ALRC had proposed the amendment of Section 766A(1) of the Corporations Act 2001 to remove the term ‘financial product advice’ from the definition of ‘financial service’, substituting it with ‘general advice’.
Amongst those in support of the proposed reform were the Accounting Professional & Ethical Standards Board, arguing the proposal “will enhance and clarify the regulatory distinction between general advice and personal advice, the latter which is subject to more extensive requirements”.
Kit Legal also indicated their support for Proposal A14, on the basis that it “should be very clear which obligations apply to the relevant service provided”.
They agreed that it was worth considering “aggregating aspects of regulation that are specific to personal advice”, and considered that it was “currently not clear on the face of Chapter 7 that certain aspects are only applicable to personal, not general, advice”.
In expressing support for the proposed reforms, some submissions also called for substantive reconsideration of the existing connection between financial advice and ‘financial products’ in the regulatory framework.
The ALRC noted in Interim Report A that the proposed reforms could facilitate, though would not necessitate, more substantive changes to the regulation of financial advice.
By contrast, the Insurance Council of Australia said the proposal could “have the potential to increase, rather than reduce, complexity in relation to the operation of the advice provisions in the Corporations Act”.

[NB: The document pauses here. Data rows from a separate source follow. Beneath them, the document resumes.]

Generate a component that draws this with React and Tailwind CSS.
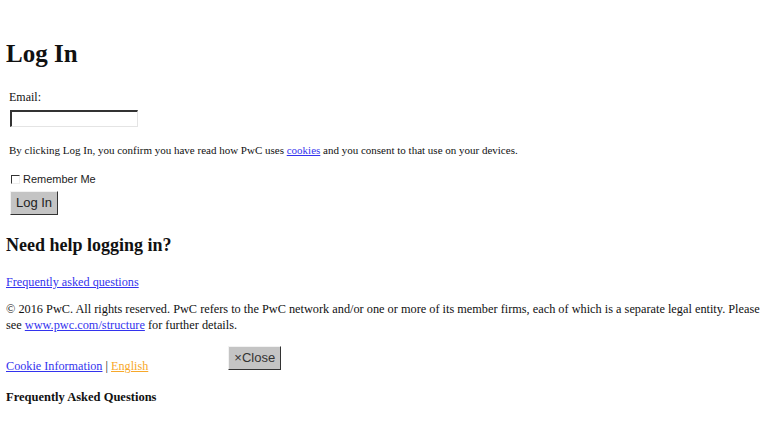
export default function App() {
  return (
    <div className="min-h-screen bg-white text-[#111] font-['Liberation_Serif','Times_New_Roman',serif]">
      <div className="pt-[38px] pl-[6px]">
        <h1 className="text-[25px] leading-[32px] font-bold">Log In</h1>

        <form className="pl-[3px] mt-[20px]" onSubmit={(e) => e.preventDefault()}>
          <label className="block text-[12px] leading-[14px]">Email:</label>
          <input
            type="text"
            className="block mt-[6px] ml-[1px] w-[128px] h-[17px] bg-white border-2 border-t-[#333] border-l-[#333] border-b-[#e4e4e4] border-r-[#e4e4e4] border-b-1 border-r-1 outline-none"
          />
          <p className="mt-[16px] text-[11px] leading-[14px]">
            By clicking Log In, you confirm you have read how PwC uses{" "}
            <a href="#" className="text-[#3333ee] underline">cookies</a> and you consent to that use on your devices.
          </p>
          <div className="mt-[15px] flex items-center gap-[3px] ml-[2px]">
            <span className="w-[9px] h-[9px] border border-t-[#333] border-l-[#333] border-b-[#eee] border-r-[#eee] bg-white"></span>
            <span className="font-['Liberation_Sans',Arial,sans-serif] text-[11px] leading-[14px] text-[#222]">Remember Me</span>
          </div>
          <button
            type="submit"
            className="mt-[5px] ml-[1px] w-[48px] h-[24px] bg-[#c4c4c4] border border-t-[#f2f2f2] border-l-[#f2f2f2] border-b-[#333] border-r-[#333] font-['Liberation_Sans',Arial,sans-serif] text-[13px] leading-[14px] text-[#222]"
          >
            Log In
          </button>
        </form>

        <h2 className="mt-[18px] text-[18px] leading-[24px] font-bold">Need help logging in?</h2>
        <p className="mt-[17px] text-[12.2px] leading-[16px]">
          <a href="#" className="text-[#3333ee] underline">Frequently asked questions</a>
        </p>
        <p className="mt-[11px] text-[12.3px] leading-[16px] pr-[16px]">
          © 2016 PwC. All rights reserved. PwC refers to the PwC network and/or one or more of its member firms, each of which is a separate legal entity. Please see{" "}
          <a href="#" className="text-[#3333ee] underline">www.pwc.com/structure</a> for further details.
        </p>

        <div className="mt-[13px] flex items-end">
          <p className="text-[12.2px] leading-[16px] pb-[2px]">
            <a href="#" className="text-[#3333ee] underline">Cookie Information</a> |{" "}
            <a href="#" className="text-[#f7a82a] underline">English</a>
          </p>
          <button className="ml-[80px] mb-[6px] w-[53px] h-[24px] bg-[#c4c4c4] border border-t-[#f2f2f2] border-l-[#f2f2f2] border-b-[#333] border-r-[#333] font-['Liberation_Sans',Arial,sans-serif] text-[13px] leading-[14px] text-[#333]">
            ×Close
          </button>
        </div>

        <h3 className="mt-[13px] text-[12.5px] leading-[16px] font-bold">Frequently Asked Questions</h3>
      </div>
    </div>
  );
}
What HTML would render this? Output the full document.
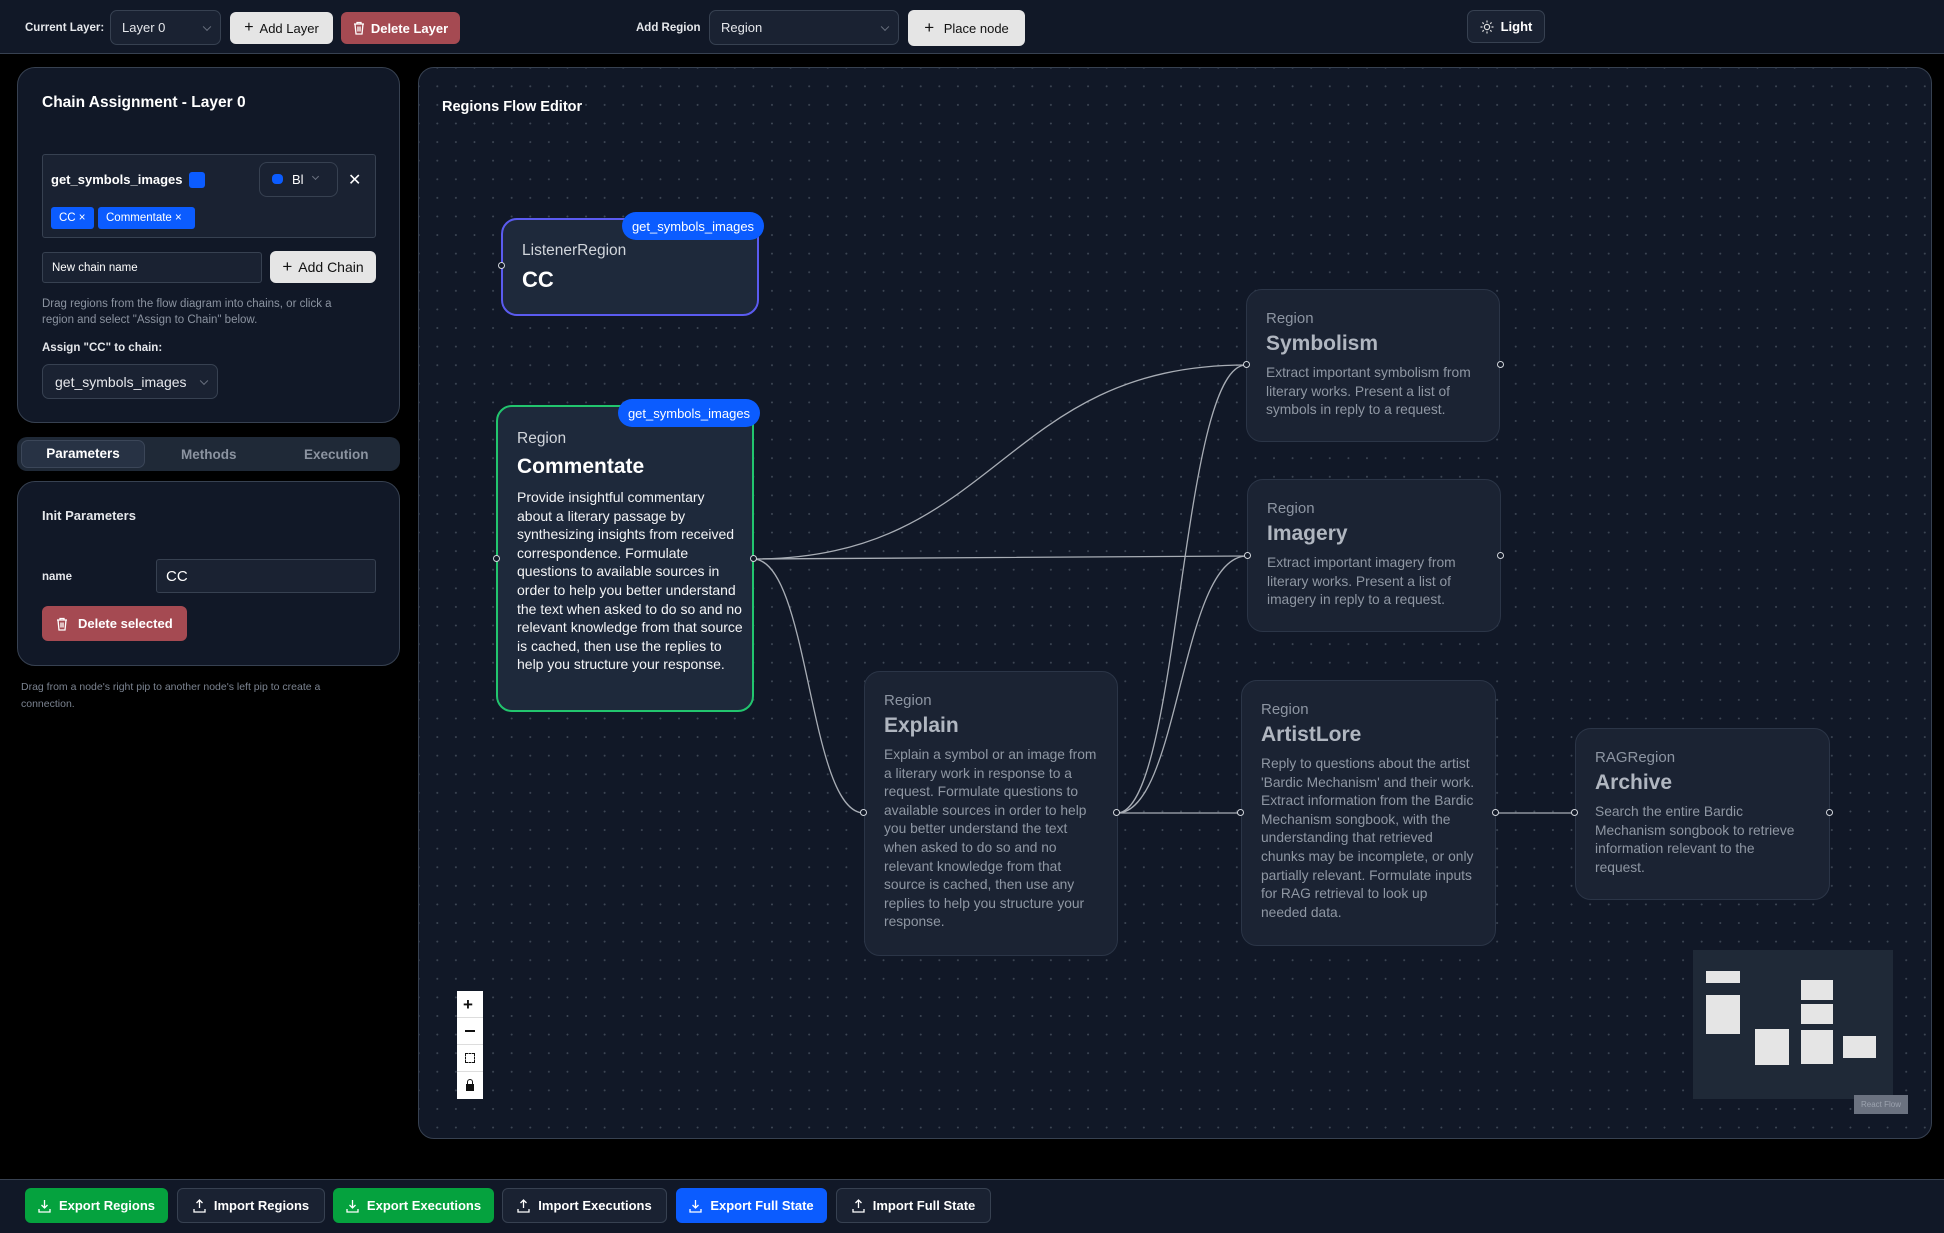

University of New South Wales (UNSW) associate professor, Marina Nehme, agreed the proposed reforms might result in greater confusion, and suggested that the relative obligations of financial service providers when providing personal advice versus general advice could instead be clarified through the inclusion of a table setting out the different obligations in the statute.
Both UNSW professor, Pamela Hanrahan, and the Law Council of Australia queried whether ‘general advice’ should continue to be regulated as a financial service.
In their view, general advice was a ‘business communication’ that should therefore fall under consumer laws, whereas regulating it as a financial service created “an expectation that an agency, such as the Australian Securities and Investments Commission, is overseeing it for quality”.
MinterEllison also noted concerns with the proposal, because if only ‘general advice’ was “included in the definition of financial service, then that would suggest that general advice requires a licence but personal advice does not”.